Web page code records

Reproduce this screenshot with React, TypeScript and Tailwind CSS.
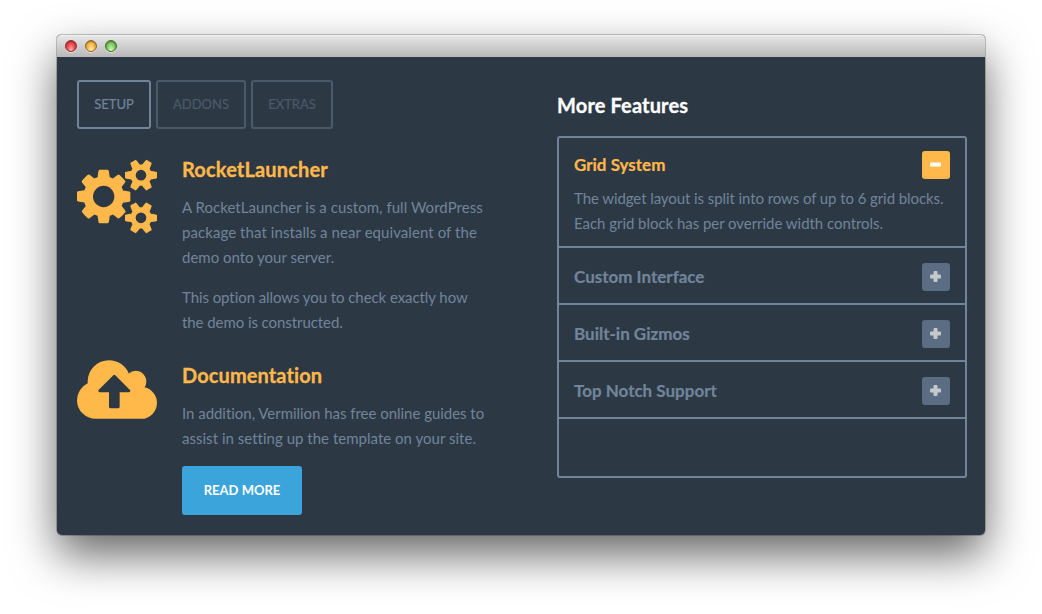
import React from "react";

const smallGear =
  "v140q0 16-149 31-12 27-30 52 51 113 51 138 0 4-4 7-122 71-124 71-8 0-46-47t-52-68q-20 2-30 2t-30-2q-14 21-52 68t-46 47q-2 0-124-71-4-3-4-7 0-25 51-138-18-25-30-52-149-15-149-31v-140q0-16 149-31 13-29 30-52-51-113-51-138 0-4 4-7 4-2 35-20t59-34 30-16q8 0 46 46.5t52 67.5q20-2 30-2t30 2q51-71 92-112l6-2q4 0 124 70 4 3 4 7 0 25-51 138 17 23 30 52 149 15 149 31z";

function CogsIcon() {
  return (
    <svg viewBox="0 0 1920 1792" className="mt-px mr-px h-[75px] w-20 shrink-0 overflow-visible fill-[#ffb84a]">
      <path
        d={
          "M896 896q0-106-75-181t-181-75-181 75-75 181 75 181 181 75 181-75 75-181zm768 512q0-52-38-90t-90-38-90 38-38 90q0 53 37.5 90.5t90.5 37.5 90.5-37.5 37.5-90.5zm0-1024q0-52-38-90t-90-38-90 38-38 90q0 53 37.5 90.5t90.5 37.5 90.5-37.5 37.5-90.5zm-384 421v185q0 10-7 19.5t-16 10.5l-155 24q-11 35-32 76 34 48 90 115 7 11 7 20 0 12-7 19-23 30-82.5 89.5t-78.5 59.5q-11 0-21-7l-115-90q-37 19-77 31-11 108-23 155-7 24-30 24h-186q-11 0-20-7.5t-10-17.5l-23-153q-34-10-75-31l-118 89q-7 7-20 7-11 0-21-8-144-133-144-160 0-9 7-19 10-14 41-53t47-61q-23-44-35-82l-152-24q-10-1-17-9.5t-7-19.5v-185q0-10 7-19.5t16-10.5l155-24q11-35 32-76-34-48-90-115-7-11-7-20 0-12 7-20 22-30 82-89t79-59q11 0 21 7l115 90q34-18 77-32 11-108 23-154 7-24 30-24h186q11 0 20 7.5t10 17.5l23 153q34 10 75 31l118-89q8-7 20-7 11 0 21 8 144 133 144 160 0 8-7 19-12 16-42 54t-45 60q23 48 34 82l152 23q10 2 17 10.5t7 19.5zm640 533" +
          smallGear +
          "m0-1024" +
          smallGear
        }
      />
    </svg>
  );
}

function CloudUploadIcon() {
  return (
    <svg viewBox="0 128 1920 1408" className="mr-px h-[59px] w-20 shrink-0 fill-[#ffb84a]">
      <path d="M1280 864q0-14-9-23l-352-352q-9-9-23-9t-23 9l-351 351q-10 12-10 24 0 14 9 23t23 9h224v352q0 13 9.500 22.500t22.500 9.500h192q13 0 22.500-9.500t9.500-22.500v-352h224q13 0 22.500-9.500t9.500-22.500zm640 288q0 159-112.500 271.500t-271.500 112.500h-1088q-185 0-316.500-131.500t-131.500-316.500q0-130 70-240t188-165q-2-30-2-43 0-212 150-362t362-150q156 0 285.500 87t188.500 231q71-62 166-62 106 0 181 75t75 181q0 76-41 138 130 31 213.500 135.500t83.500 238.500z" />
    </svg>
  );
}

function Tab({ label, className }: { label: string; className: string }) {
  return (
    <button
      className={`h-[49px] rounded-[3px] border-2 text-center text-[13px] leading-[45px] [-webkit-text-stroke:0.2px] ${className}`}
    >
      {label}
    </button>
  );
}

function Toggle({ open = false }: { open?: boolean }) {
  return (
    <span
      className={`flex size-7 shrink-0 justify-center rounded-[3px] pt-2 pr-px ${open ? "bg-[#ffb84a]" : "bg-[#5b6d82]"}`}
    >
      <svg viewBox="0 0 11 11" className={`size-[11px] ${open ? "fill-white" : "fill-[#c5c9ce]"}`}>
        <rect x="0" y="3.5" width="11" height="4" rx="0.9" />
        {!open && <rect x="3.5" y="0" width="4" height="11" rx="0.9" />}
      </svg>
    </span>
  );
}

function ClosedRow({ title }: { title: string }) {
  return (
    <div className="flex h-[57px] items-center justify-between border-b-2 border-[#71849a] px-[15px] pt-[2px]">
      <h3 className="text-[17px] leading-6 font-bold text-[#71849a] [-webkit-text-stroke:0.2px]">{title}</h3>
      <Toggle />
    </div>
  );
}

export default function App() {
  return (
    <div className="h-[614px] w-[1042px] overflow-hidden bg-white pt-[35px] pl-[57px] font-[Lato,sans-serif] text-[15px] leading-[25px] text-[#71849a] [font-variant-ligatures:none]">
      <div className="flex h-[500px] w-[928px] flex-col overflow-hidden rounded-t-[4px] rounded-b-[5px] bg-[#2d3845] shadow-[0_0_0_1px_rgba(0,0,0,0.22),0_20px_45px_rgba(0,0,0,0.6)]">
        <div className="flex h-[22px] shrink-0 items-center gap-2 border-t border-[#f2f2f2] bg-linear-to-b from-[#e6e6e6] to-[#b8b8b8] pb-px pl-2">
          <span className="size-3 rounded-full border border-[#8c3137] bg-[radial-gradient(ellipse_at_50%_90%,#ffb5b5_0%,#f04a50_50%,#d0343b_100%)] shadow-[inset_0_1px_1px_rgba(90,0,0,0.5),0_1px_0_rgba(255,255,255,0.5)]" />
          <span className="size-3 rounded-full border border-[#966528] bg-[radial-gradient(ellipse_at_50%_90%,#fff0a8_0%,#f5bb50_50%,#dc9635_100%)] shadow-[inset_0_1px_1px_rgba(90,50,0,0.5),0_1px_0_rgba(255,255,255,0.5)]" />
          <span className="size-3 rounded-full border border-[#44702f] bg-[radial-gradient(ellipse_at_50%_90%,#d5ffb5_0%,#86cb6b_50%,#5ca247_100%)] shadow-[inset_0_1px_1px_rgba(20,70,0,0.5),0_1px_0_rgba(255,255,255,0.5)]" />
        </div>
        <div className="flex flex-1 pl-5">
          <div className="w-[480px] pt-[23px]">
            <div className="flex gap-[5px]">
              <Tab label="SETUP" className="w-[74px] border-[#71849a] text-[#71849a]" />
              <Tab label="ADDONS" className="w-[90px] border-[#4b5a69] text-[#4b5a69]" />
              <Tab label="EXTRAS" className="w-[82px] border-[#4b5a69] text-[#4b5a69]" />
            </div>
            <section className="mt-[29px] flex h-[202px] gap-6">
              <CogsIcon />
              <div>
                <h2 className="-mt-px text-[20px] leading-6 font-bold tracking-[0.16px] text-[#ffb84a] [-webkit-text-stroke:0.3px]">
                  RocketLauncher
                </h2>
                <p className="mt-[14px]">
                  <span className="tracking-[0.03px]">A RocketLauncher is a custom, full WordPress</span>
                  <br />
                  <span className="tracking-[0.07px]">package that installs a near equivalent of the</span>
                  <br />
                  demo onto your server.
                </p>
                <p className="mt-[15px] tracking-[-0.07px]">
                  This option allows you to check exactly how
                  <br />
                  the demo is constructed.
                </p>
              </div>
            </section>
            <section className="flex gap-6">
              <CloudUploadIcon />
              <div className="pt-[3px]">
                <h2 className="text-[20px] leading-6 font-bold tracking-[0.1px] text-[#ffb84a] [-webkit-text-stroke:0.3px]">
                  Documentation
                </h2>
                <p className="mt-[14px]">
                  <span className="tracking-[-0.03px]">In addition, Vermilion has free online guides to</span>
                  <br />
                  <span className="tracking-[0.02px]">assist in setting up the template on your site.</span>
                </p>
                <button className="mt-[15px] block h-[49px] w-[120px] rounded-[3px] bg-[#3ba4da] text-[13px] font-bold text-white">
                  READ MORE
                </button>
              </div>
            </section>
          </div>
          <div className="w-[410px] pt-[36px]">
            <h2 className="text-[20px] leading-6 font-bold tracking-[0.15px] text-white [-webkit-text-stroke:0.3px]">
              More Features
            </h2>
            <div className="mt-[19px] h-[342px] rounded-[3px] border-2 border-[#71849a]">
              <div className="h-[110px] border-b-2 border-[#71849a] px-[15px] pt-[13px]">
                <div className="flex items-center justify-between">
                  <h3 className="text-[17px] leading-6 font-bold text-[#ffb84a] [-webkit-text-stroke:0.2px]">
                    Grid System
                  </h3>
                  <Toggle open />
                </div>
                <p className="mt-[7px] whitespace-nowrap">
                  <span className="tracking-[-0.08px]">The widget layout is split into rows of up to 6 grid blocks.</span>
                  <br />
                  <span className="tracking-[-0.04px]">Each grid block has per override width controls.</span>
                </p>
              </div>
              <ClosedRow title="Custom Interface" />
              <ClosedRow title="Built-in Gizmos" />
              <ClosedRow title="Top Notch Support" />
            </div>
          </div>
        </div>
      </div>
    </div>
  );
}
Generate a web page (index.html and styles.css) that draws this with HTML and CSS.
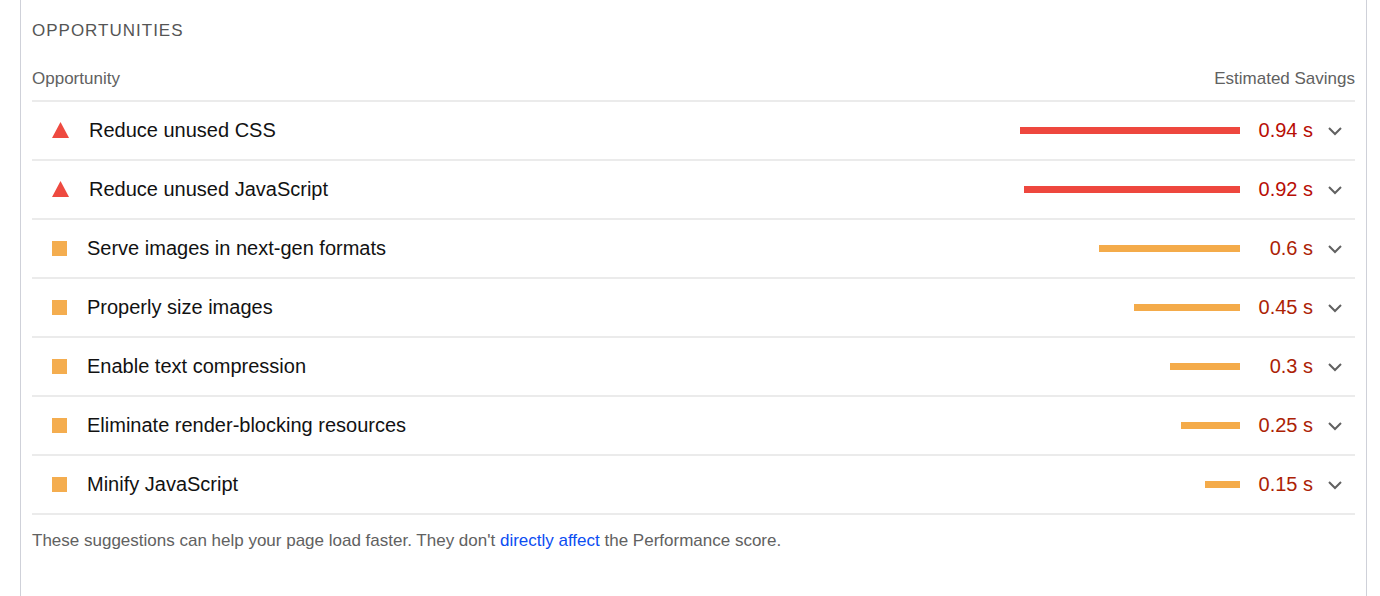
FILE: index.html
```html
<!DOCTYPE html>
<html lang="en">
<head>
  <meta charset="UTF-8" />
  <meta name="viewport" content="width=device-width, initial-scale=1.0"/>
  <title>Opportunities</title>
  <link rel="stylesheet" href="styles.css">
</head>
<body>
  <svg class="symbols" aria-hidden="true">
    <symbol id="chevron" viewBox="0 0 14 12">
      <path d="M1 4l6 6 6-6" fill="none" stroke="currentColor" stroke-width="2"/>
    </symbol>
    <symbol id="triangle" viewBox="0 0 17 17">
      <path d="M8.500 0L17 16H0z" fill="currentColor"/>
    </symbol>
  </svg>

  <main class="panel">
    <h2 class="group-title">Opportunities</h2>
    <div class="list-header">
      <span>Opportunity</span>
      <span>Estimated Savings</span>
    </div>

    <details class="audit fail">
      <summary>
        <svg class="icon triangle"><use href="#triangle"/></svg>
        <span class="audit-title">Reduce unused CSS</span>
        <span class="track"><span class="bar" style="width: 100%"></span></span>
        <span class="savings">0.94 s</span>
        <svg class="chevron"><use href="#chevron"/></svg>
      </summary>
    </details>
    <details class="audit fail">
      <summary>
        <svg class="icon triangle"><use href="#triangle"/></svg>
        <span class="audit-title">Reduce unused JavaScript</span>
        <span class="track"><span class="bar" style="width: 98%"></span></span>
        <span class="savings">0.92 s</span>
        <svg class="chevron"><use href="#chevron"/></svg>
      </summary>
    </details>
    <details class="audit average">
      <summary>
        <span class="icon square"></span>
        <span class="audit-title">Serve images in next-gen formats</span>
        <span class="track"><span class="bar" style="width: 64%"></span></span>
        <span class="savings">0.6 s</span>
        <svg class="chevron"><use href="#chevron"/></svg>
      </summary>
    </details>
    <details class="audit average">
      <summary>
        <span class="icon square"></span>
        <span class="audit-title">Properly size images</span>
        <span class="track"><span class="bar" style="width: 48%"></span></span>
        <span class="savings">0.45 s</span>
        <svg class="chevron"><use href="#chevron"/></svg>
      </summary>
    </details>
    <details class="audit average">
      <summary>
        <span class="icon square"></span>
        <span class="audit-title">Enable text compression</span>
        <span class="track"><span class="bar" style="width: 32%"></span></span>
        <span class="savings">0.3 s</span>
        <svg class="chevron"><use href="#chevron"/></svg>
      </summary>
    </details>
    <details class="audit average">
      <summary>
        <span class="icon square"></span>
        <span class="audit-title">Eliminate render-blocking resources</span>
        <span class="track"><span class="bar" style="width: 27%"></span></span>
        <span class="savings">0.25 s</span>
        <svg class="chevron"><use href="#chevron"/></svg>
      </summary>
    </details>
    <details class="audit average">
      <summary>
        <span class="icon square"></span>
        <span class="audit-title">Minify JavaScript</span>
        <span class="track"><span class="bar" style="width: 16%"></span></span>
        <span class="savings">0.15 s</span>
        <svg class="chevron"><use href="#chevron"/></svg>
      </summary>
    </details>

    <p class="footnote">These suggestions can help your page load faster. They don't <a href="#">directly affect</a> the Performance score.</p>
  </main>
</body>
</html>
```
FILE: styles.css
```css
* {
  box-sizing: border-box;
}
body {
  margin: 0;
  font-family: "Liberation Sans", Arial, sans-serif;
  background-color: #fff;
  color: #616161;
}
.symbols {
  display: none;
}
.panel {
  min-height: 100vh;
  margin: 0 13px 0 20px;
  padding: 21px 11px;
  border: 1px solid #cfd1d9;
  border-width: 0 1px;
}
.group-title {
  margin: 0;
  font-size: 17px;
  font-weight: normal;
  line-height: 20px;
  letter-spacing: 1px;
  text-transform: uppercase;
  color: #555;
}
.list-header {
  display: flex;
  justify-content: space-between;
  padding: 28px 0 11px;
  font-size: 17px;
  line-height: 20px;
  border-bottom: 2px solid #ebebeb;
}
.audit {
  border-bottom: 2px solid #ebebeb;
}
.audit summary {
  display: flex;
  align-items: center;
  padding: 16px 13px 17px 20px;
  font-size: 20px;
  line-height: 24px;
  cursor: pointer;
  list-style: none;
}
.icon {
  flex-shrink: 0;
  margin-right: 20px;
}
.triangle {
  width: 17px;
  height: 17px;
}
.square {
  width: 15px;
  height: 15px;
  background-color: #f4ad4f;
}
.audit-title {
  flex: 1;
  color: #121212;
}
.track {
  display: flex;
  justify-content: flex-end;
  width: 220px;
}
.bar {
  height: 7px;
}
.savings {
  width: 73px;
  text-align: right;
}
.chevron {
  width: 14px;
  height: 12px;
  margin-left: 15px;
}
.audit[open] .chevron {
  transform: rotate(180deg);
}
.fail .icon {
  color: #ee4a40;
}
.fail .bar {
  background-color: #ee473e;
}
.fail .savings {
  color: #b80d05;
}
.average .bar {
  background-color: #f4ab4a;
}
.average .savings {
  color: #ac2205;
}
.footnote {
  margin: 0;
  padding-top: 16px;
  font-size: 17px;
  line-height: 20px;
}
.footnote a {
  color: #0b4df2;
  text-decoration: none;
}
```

Written instruction: Write out again, exactly, the lines from the start of the listing up to the line containing "16-149 31-12 27-30", with both ends and without pictures.

Exercise result:
Reproduce this screenshot with React, TypeScript and Tailwind CSS.
import React from "react";

const smallGear =
  "v140q0 16-149 31-12 27-30 52 51 113 51 138 0 4-4 7-122 71-124 71-8 0-46-47t-52-68q-20 2-30 2t-30-2q-14 21-52 68t-46 47q-2 0-124-71-4-3-4-7 0-25 51-138-18-25-30-52-149-15-149-31v-140q0-16 149-31 13-29 30-52-51-113-51-138 0-4 4-7 4-2 35-20t59-34 30-16q8 0 46 46.5t52 67.5q20-2 30-2t30 2q51-71 92-112l6-2q4 0 124 70 4 3 4 7 0 25-51 138 17 23 30 52 149 15 149 31z";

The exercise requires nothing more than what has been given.